Случилось так, что я оказался поблизости, когда Оруэлл в середине марта 1937 года был тяжело ранен. Я как раз направился на арагонской фронт, чтобы самому все увидеть и услышать. Части республиканцев уже в течение нескольких недель пытались овладеть той высотой под Уэской, о которой пишет в своих мемуарах Илья Эренбург. Ночью я занял наблюдательный пост в покинутом крестьянском доме. Высоту взяли, но потом началась контратака. Вражеская артиллерия при поддержке моих земляков из легиона «Кондор» пристреливалась по штабу, при котором я находился. Незадолго до этого я бросил курить, но между вторым и третьим разрывом снарядов снова закурил. В своей «Homage to CataIonia» («Памяти Каталонии») Джордж Оруэлл обвиняет свою страну в том, что она отдала Испанию на растерзание фашистам, и бичует коммунистический террор, вызвавший у него видения ужасов тоталитарного режима, а меня раз и навсегда убедивший в том, что нет ничего более ценного, чем свобода, и защищать ее нужно от нападок с любой стороны. Мой собственный опыт, ведь я мог судить не только со слов третьих лиц, убедил меня в том, с какой легкостью можно забыть о последних сдерживающих факторах, когда вступаешь на путь пренебрежения человеческим достоинством и основными нормами правового государства.
В Барселоне я подружился с Марком Рейном. Он был сыном русского социал-демократа Рафаила Абрамовича, эмигрировавшего в 1920 году на Запад. Марк вырос среди берлинской рабочей молодежи и был полон левых, но отнюдь не коммунистических надежд. Он уехал в Испанию и поступил на службу правительства Каталонии как техник-связист. Мы обменивались с ним мнениями и опытом, вместе ходили на собрания. Так было и 9 апреля 1937 года. Поздно вечером мы шли по Рамблас и распрощались у отеля «Континенталь», в котором он жил. Через день у меня в «Фалконе» появился наш общий знакомый. С озабоченным видом он сказал мне, что Рейна в гостинице нет, постель не разобрана. Меня это насторожило. Но что было делать? Прошло несколько дней. Знакомый пришел опять и сообщил: Марк написал ему письмо по-русски, а владельцу гостиницы с кем-то передал записку на французском языке. В ней говорилось, что в тот вечер он еще раз вышел подышать воздухом, встретил товарища, тот пригласил его съездить на автомобиле в Мадрид, и он согласился. Следовательно, несколько дней его не будет. Не такая уж неправдоподобная история, имея в виду, что добраться до столицы было не так-то просто. Но почему он ничего не взял с собой, даже зубную щетку?
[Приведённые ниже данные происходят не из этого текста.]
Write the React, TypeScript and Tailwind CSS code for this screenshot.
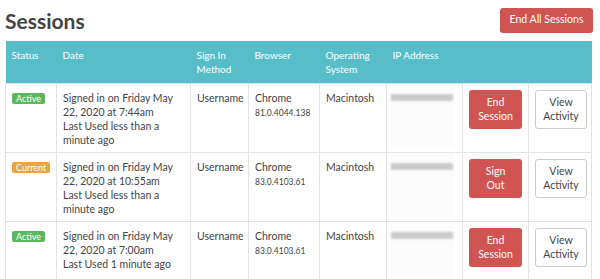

Кроме того, мы не могли отделаться от ощущения, что написанная от руки дата подделана. Значит, его похитили? Но почему? И кто? Может быть, удар нанесла секретная служба коммунистов? Скажем, из-за отца, Абрамовича, дружившего с видными европейскими социал-демократами?
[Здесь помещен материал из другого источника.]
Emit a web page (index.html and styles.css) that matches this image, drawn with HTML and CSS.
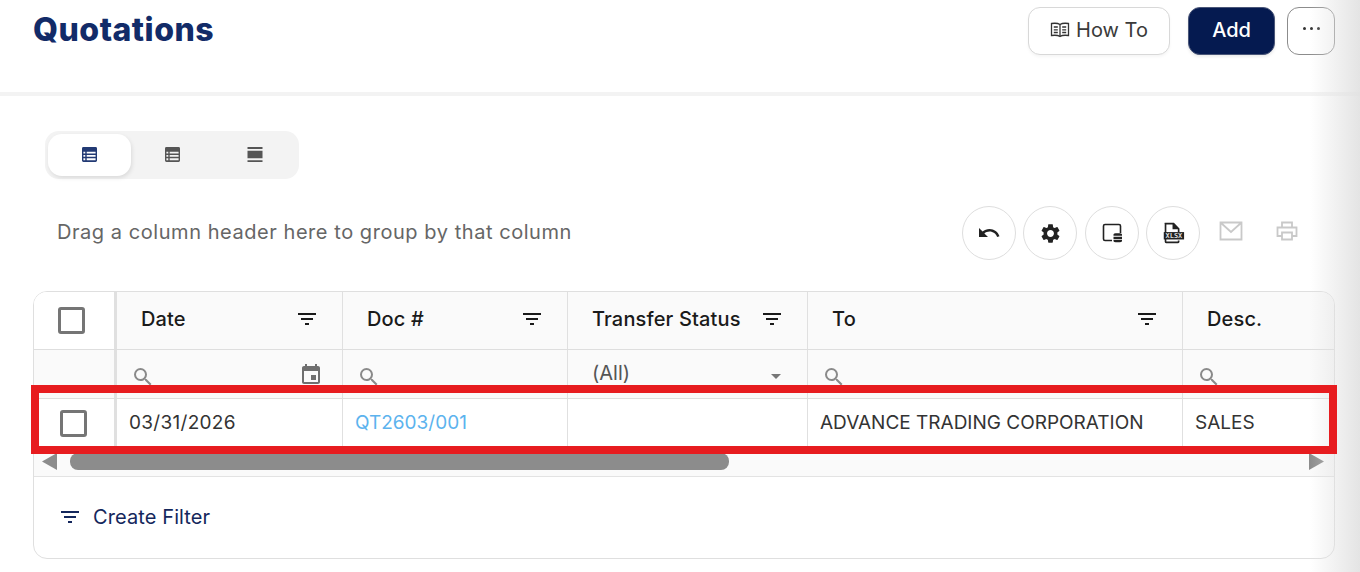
FILE: index.html
```html
<html>
<head>
<link rel="stylesheet" href="styles.css">
</head>
<body>
<svg class="defs" width="0" height="0">
	<symbol id="i-filter" viewBox="0 0 24 24"><path d="M10 18h4v-2h-4v2zM3 6v2h18V6H3zm3 7h12v-2H6v2z"/></symbol>
	<symbol id="i-search" viewBox="0 0 24 24"><path d="M15.5 14h-.79l-.28-.27A6.47 6.47 0 0 0 16 9.5 6.5 6.5 0 1 0 9.5 16c1.61 0 3.09-.59 4.23-1.57l.27.28v.79l5 4.99L20.49 19l-4.99-5zm-6 0C7.01 14 5 11.99 5 9.5S7.01 5 9.5 5 14 7.01 14 9.5 11.99 14 9.5 14z"/></symbol>
	<symbol id="i-table" viewBox="0 0 16 16"><path fill-rule="evenodd" d="M1.5 0h13A1.5 1.5 0 0 1 16 1.500V14.500A1.500 1.500 0 0 1 14.500 16H1.500A1.500 1.500 0 0 1 0 14.500V1.500A1.500 1.500 0 0 1 1.500 0zM1.500 5v2h2V5zM5 5v2h9.500V5zM1.500 8.500v2h2v-2zM5 8.500v2h9.500v-2zM1.500 12v2h2v-2zM5 12v2h9.500v-2z"/></symbol>
</svg>

<header class="top">
	<h1>Quotations</h1>
	<div class="top-actions">
		<button class="btn btn-how">
			<svg width="20" height="20" viewBox="0 0 20 20" fill="none" stroke="#333" stroke-width="1.300"><path d="M10 4.500C8.500 3.500 5 3 1.500 3.500v12c3.500-.5 7 0 8.500 1 1.500-1 5-1.500 8.500-1v-12C15 3 11.500 3.500 10 4.500zM10 4.500v12M3.800 7h4M3.800 9.800h4M3.800 12.500h4M12.200 7h4M12.200 9.800h4M12.200 12.500h4"/></svg>
			How To
		</button>
		<button class="btn btn-add">Add</button>
		<button class="btn btn-more"><span></span><span></span><span></span></button>
	</div>
</header>

<main class="content">
	<div class="density">
		<button class="density-item active"><svg width="15" height="15" fill="#223a74"><use href="#i-table"/></svg></button>
		<button class="density-item"><svg width="15" height="15" fill="#555"><use href="#i-table"/></svg></button>
		<button class="density-item">
			<svg width="16" height="15" viewBox="0 0 16 16" fill="#555"><path d="M0 0h16v2H0zM0 4h16v8H0zM0 14h16v2H0z"/></svg>
		</button>
	</div>

	<div class="toolbar">
		<span class="group-hint">Drag a column header here to group by that column</span>
		<div class="tools">
			<button class="tool"><svg width="24" height="24" viewBox="0 0 24 24" fill="#222"><path d="M12.500 8c-2.650 0-5.050.99-6.900 2.600L2 7v9h9l-3.620-3.620c1.390-1.160 3.160-1.880 5.120-1.880 3.540 0 6.550 2.310 7.600 5.500l2.370-.78C21.080 11.030 17.150 8 12.500 8z"/></svg></button>
			<button class="tool tool-gear"><svg width="23" height="23" viewBox="0 0 24 24" fill="#222"><path d="M19.140 12.940c.04-.3.06-.61.06-.94 0-.32-.02-.64-.07-.94l2.030-1.580c.18-.14.23-.41.12-.61l-1.920-3.320c-.12-.22-.37-.29-.59-.22l-2.390.96c-.5-.38-1.030-.7-1.620-.94l-.36-2.540c-.04-.24-.24-.41-.48-.41h-3.840c-.24 0-.43.17-.47.41l-.36 2.540c-.59.24-1.130.57-1.620.94l-2.390-.96c-.22-.08-.47 0-.59.22L2.740 8.870c-.12.21-.08.47.12.61l2.030 1.580c-.05.3-.09.63-.09.94s.02.64.07.94l-2.030 1.580c-.18.14-.23.41-.12.61l1.920 3.320c.12.22.37.29.59.22l2.390-.96c.5.38 1.030.7 1.620.94l.36 2.540c.05.24.24.41.48.41h3.840c.24 0 .44-.17.47-.41l.36-2.540c.59-.24 1.130-.56 1.620-.94l2.390.96c.22.08.47 0 .59-.22l1.920-3.320c.12-.22.07-.47-.12-.61l-2.010-1.580zM12 15.600c-1.980 0-3.600-1.620-3.600-3.600s1.620-3.600 3.600-3.600 3.600 1.620 3.600 3.600-1.620 3.600-3.600 3.600z"/></svg></button>
			<button class="tool"><svg width="24" height="24" viewBox="0 0 24 24"><path d="M12 19.500H5a1.500 1.500 0 0 1-1.500-1.500V5A1.500 1.500 0 0 1 5 3.500h14A1.500 1.500 0 0 1 20.500 5v7" fill="none" stroke="#222" stroke-width="1.600"/><path fill="#222" d="M13.500 13.500c0-.8 1-1.300 4.200-1.300s4.300.5 4.300 1.300v1.300h-8.500zM13.500 15.700H22v2.200h-8.500zM13.500 18.700H22v1.300c0 .8-1 1.300-4.300 1.300s-4.200-.5-4.200-1.300z"/></svg></button>
			<button class="tool"><svg width="24" height="24" viewBox="0 0 26 26"><path fill="#222" fill-rule="evenodd" d="M4 2h10l6 6v4h-1.800V9h-5.700V3.800H5.800v18.400h12.400V21H20v1.500A1.500 1.500 0 0 1 18.500 24h-13A1.500 1.500 0 0 1 4 22.500v-19A1.500 1.500 0 0 1 4 2z"/><rect x="3" y="12" width="22" height="8" fill="#222"/><text class="xlsx" x="14" y="18.600" text-anchor="middle">XLSX</text></svg></button>
			<span class="tool-off tool-mail"><svg width="26" height="22" viewBox="0 0 26 22" fill="none" stroke="#c9c9c9" stroke-width="1.800"><path d="M2.500 2.500h21v17h-21zM2.500 2.500 13 12l10.500-9.500"/></svg></span>
			<span class="tool-off tool-print"><svg width="24" height="24" viewBox="0 0 24 24" fill="none" stroke="#c9c9c9" stroke-width="1.800"><path d="M7 8V3.500h10V8M7 17H2.500V8.500h19V17H17M7 13.500h10v7H7z"/></svg></span>
		</div>
	</div>

	<section class="grid-box">
		<div class="row row-head">
			<div class="cell c-sel"><span class="check"></span></div>
			<div class="cell c-date"><span>Date</span><svg class="ic-filter"><use href="#i-filter"/></svg></div>
			<div class="cell c-doc"><span>Doc #</span><svg class="ic-filter"><use href="#i-filter"/></svg></div>
			<div class="cell c-status"><span>Transfer Status</span><svg class="ic-filter"><use href="#i-filter"/></svg></div>
			<div class="cell c-to"><span>To</span><svg class="ic-filter"><use href="#i-filter"/></svg></div>
			<div class="cell c-desc"><span>Desc.</span></div>
		</div>
		<div class="row row-filter">
			<div class="cell c-sel"></div>
			<div class="cell c-date">
				<svg class="ic-search"><use href="#i-search"/></svg>
				<svg class="ic-cal" viewBox="0 0 24 24" fill="#6f6f6f"><path d="M17 12h-5v5h5v-5zM16 1v2H8V1H6v2H5c-1.110 0-1.990.9-1.990 2L3 19c0 1.100.89 2 2 2h14c1.100 0 2-.9 2-2V5c0-1.100-.9-2-2-2h-1V1h-2zm3 18H5V8h14v11z"/></svg>
			</div>
			<div class="cell c-doc"><svg class="ic-search"><use href="#i-search"/></svg></div>
			<div class="cell c-status"><span class="all">(All)</span><i class="caret"></i></div>
			<div class="cell c-to"><svg class="ic-search"><use href="#i-search"/></svg></div>
			<div class="cell c-desc"><svg class="ic-search"><use href="#i-search"/></svg></div>
		</div>
		<div class="row row-data">
			<div class="cell c-sel"><span class="check"></span></div>
			<div class="cell c-date"><span class="date-val">03/31/2026</span></div>
			<div class="cell c-doc"><a class="doc-link">QT2603/001</a></div>
			<div class="cell c-status"></div>
			<div class="cell c-to">ADVANCE TRADING CORPORATION</div>
			<div class="cell c-desc">SALES</div>
		</div>
		<div class="scrollbar">
			<i class="arrow arrow-left"></i>
			<div class="track"><div class="thumb"></div></div>
			<i class="arrow arrow-right"></i>
		</div>
		<div class="grid-foot">
			<svg class="ic-create"><use href="#i-filter"/></svg>
			<span>Create Filter</span>
		</div>
	</section>
</main>

<div class="edge-shade"></div>
<div class="highlight"></div>
</body>
</html>
```

FILE: styles.css
```css
* {
	box-sizing: border-box;
}

html, body {
	height: 572px;
	overflow: hidden;
}

body {
	margin: 0;
	width: 1360px;
	position: relative;
	background: #fff;
	font-family: Inter, "Liberation Sans", sans-serif;
	color: #333;
}

button {
	font-family: inherit;
	cursor: pointer;
}

.defs {
	position: absolute;
}

.top {
	height: 96px;
	padding: 7px 25px 0 33px;
	border-bottom: 4px solid #f3f3f3;
	display: flex;
	justify-content: space-between;
	align-items: flex-start;
}

.top h1 {
	margin: 4px 0 0;
	font-size: 32px;
	line-height: 38px;
	font-weight: 800;
	letter-spacing: 0.5px;
	color: #122b68;
}

.top-actions {
	display: flex;
	gap: 12px;
}

.btn {
	height: 48px;
	padding: 0 0 3px;
	border-radius: 12px;
	font-size: 20px;
	display: flex;
	align-items: center;
	justify-content: center;
}

.btn-how {
	width: 142px;
	gap: 6px;
	background: #fff;
	border: 1px solid #d8d8d8;
	color: #3a3a3a;
	margin-right: 6px;
	box-shadow: 0 2px 3px rgba(0, 0, 0, 0.04);
}

.btn-add {
	width: 87px;
	background: #051a50;
	border: 1px solid #4a5678;
	color: #fff;
	font-weight: 500;
	box-shadow: 0 2px 3px rgba(0, 0, 0, 0.08);
}

.btn-more {
	width: 48px;
	gap: 4px;
	padding-bottom: 5px;
	background: #fff;
	border: 1px solid #8c8c8c;
}

.btn-more span {
	width: 3px;
	height: 3px;
	border-radius: 50%;
	background: #333;
}

.content {
	padding: 35px 25px 0 33px;
}

.density {
	margin-left: 12px;
	width: 254px;
	height: 48px;
	padding: 3px;
	border-radius: 14px;
	background: #f3f3f3;
	display: flex;
}

.density-item {
	width: 83px;
	height: 42px;
	padding: 0 0 2px;
	border: 0;
	border-radius: 14px;
	background: none;
	display: flex;
	align-items: center;
	justify-content: center;
}

.density-item.active {
	background: #fff;
	box-shadow: 1px 2px 4px rgba(0, 0, 0, 0.1);
}

.toolbar {
	height: 112px;
	padding: 27px 0 0 24px;
	display: flex;
	justify-content: space-between;
	align-items: flex-start;
}

.group-hint {
	margin-top: 14px;
	font-size: 20px;
	line-height: 24px;
	letter-spacing: 0.55px;
	color: #666;
}

.tools {
	display: flex;
	align-items: center;
	gap: 7px;
	padding-right: 35px;
}

.tool {
	width: 54px;
	height: 54px;
	border: 1px solid #dedede;
	border-radius: 50%;
	background: #fff;
	padding: 0;
	display: flex;
	align-items: center;
	justify-content: center;
}

.tool-gear {
	margin-right: 1px;
}

.tool-off {
	width: 26px;
	height: 26px;
	margin-bottom: 4px;
	display: flex;
	align-items: center;
	justify-content: center;
}

.tool-mail {
	margin-left: 11px;
}

.tool-print {
	margin-left: 23px;
}

.xlsx {
	font-family: "DejaVu Sans Mono", monospace;
	font-size: 7.500px;
	font-weight: 700;
	fill: #ddd;
}

.grid-box {
	width: 1302px;
	height: 268px;
	border: 1px solid #dfdfdf;
	border-radius: 14px;
	overflow: hidden;
}

.row {
	display: flex;
	border-bottom: 1px solid #dedede;
}

.row-head {
	height: 58px;
	background: #fafafa;
	font-size: 20px;
	font-weight: 500;
	letter-spacing: 0.15px;
	color: #1a1a1a;
}

.row-filter {
	height: 49px;
	background: #fafafa;
}

.row-data {
	height: 48px;
	border-bottom: 0;
	font-size: 19px;
	color: #333;
}

.cell {
	height: 100%;
	border-right: 1px solid #e0e0e0;
	display: flex;
	align-items: center;
	justify-content: space-between;
	flex: none;
}

.c-sel { width: 83px; border-right: 3px solid #e0e0e0; justify-content: center; }
.c-date { width: 226px; }
.c-doc { width: 225px; }
.c-status { width: 240px; }
.c-to { width: 375px; }
.c-desc { width: 151px; border-right: 0; }

.row-head .cell:not(.c-sel) {
	padding: 0 23px 4px 24px;
}

.row-data .cell:not(.c-sel) {
	padding: 0 12px 2px 12px;
}

.check {
	width: 27px;
	height: 27px;
	border: 3px solid #757575;
	border-radius: 3px;
	background: #fff;
}

.row-data .check {
	margin-right: 2px;
}

.row-head .check {
	margin-right: 5px;
}

.row-head .c-sel {
	background: #fff;
}

.date-val {
	letter-spacing: 0.3px;
}

.row-filter .cell {
	padding: 0 18px 0 14px;
	align-items: flex-end;
}

.ic-filter {
	width: 24px;
	height: 24px;
	fill: #1a1a1a;
}

.ic-search {
	width: 24px;
	height: 24px;
	fill: #8a8a8a;
	margin-bottom: 9px;
}

.ic-cal {
	width: 24px;
	height: 24px;
	margin: 0 1px 11px 0;
}

.row-filter .c-status {
	padding: 0 24px;
}

.all {
	font-size: 20px;
	line-height: 24px;
	color: #555;
	margin-bottom: 13px;
}

.caret {
	width: 0;
	height: 0;
	border: 5px solid transparent;
	border-top: 5px solid #777;
	border-bottom: 0;
	margin: 0 2px 19px 0;
}

.doc-link {
	color: #5cb3ee;
}

.scrollbar {
	height: 30px;
	padding: 6px 10px 0 8px;
	background: #fafafa;
	border-bottom: 1px solid #e3e3e3;
	display: flex;
	align-items: flex-start;
}

.track {
	flex: 1;
	margin: 0 13px;
}

.thumb {
	width: 659px;
	height: 17px;
	border-radius: 8px;
	background: #8c8c8c;
}

.arrow {
	width: 15px;
	height: 17px;
	flex: none;
	background: #8c8c8c;
}

.arrow-left {
	clip-path: polygon(100% 0, 100% 100%, 0 50%);
}

.arrow-right {
	clip-path: polygon(0 0, 0 100%, 100% 50%);
}

.grid-foot {
	height: 80px;
	padding: 0 0 0 24px;
	display: flex;
	align-items: center;
	gap: 11px;
	font-size: 20px;
	letter-spacing: 0.1px;
	color: #14275c;
}

.ic-create {
	width: 24px;
	height: 24px;
	fill: #14275c;
}

.edge-shade {
	position: absolute;
	top: 0;
	right: 0;
	width: 50px;
	height: 572px;
	background: linear-gradient(to right, rgba(225, 225, 225, 0), rgba(225, 225, 225, 0.9));
	pointer-events: none;
}

.highlight {
	position: absolute;
	left: 31px;
	top: 385px;
	width: 1306px;
	height: 69px;
	border: 8px solid #e71c1f;
	pointer-events: none;
}
```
В дело вмешались влиятельные партии, в первую очередь французы, а также бюро Социалистического Интернационала. Я со своими скромными возможностями пытался что-то прояснить и дошел до высокопоставленного представителя Коминтерна, обосновавшегося в «Casa Carlos Marx» [5] . Тогда я, конечно, и знать не мог, что это тот самый Карл Мевис, которого так возвеличили потом в ГДР. С трудом скрывая волнение, я пытался ему доказать, что коммунисты, если похищение — дело их рук, просто сошли с ума. Им следует отвести от себя все подозрения и помочь найти виновных. «Товарищ Арндт» прикинулся глупцом. Может быть, в этой истории замешана женщина, спросил он. Или анархисты? Вскоре в Барселону приехал отец Марка, который и так уже достаточно пережил. Я никогда не забуду его вид! Он и слышать не хотел о каких-то догадках, а только знать: где его сын?
5
«Casa Carlos Marx» — Дом Карла Маркса (исп.).
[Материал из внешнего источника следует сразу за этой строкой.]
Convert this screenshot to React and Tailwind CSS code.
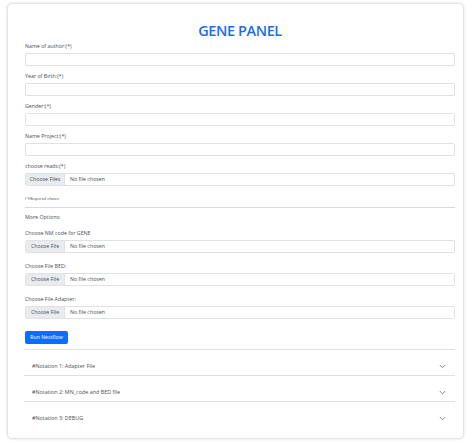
import React from 'react';

function Label({ children, className = '' }) {
    return (
        <div className={`h-[8px] leading-[8px] text-[5.3px] text-[#4a4f54] ${className}`}>{children}</div>
    );
}

function TextInput() {
    return <div className="mt-[3px] h-[13px] w-full rounded-[2px] border border-[#dee2e6] bg-white" />;
}

function FileInput({ button = 'Choose File' }) {
    return (
        <div className="mt-[3px] flex h-[13px] w-full items-stretch overflow-hidden rounded-[2px] border border-[#dee2e6] bg-white text-[5.3px] text-[#4a4f54]">
            <div className="flex w-[39px] items-center justify-center border-r border-[#dee2e6] bg-[#e9ecef]">{button}</div>
            <div className="flex items-center pl-[5px]">No file chosen</div>
        </div>
    );
}

function Chevron() {
    return (
        <svg width="7" height="5" viewBox="0 0 7 5" fill="none" stroke="#6b7075" strokeWidth="0.8">
            <path d="M0.8 1l2.7 2.8L6.2 1" />
        </svg>
    );
}

export default function App() {
    const notes = ['#Notation 1: Adapter File', '#Notation 2: MN_code and BED file', '#Notation 3: DEBUG'];

    return (
        <div className="h-[443px] w-[474px] bg-white pl-[7px] pt-[3px]" style={{ fontFamily: '"Open Sans", "Noto Sans", sans-serif' }}>
            <div className="h-[436px] w-[457px] rounded-[5px] border border-[#e3e3e3] bg-white pl-[17px] pr-[8px] pt-[17px] shadow-[0_0_3px_rgba(0,0,0,0.12)]">
                {/* Header */}
                <h1 className="h-[20px] text-center text-[14.5px] font-semibold leading-[20px] tracking-[-0.4px] text-[#1a6fe3]">GENE PANEL</h1>

                {/* Required fields */}
                <Label className="mt-[1px]">Name of author:(*)</Label>
                <TextInput />
                <Label className="mt-[6px]">Year of Birth:(*)</Label>
                <TextInput />
                <Label className="mt-[6px]">Gender:(*)</Label>
                <TextInput />
                <Label className="mt-[6px]">Name Project:(*)</Label>
                <TextInput />
                <Label className="mt-[6px]">choose reads:(*)</Label>
                <FileInput button="Choose Files" />
                <div className="mt-[10px] h-[6px] text-[4.2px] italic leading-[6px] text-[#4a4f54]">(*)Required choice</div>
                <div className="mt-[5px] border-t border-[#dcdcdc]" />

                {/* More options */}
                <Label className="mt-[5px]">More Options:</Label>
                <Label className="mt-[8px]">Choose NM code for GENE</Label>
                <FileInput />
                <Label className="mt-[9px]">Choose File BED:</Label>
                <FileInput />
                <Label className="mt-[9px]">Choose File Adapter:</Label>
                <FileInput />

                <button className="mt-[12px] flex h-[13px] w-[43px] items-center justify-center rounded-[2px] bg-[#0d6efd] text-[5.2px] text-white">
                    Run Nextflow
                </button>

                {/* Accordion */}
                <div className="-ml-[1px] mt-[5px] border-t border-[#e0e0e0]">
                    {notes.map((n, i) => (
                        <div
                            key={n}
                            className={`flex h-[26px] items-center justify-between pl-[8px] pr-[9px] pt-[7px] text-[5.4px] text-[#4a4f54] ${i < 2 ? 'border-b border-[#e0e0e0]' : ''}`}
                        >
                            <span>{n}</span>
                            <Chevron />
                        </div>
                    ))}
                </div>
            </div>
        </div>
    );
}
С Мевисом я встретился вновь во время второй мировой войны в Стокгольме, где он руководил немецкими коммунистами и старался при этом казаться весьма умеренным. В 1947 году — я еще числился на норвежской службе — у нас состоялся с ним разговор в Берлине, где ему поручили руководить окружной организацией СЕПГ. Об этом он вопреки истине напишет, что в то время меня устраивало подобное единство. Позднее — я был федеральным канцлером, а он послом в Варшаве — Мевис, как ни в чем не бывало, передал мне привет с выражением своего почтения.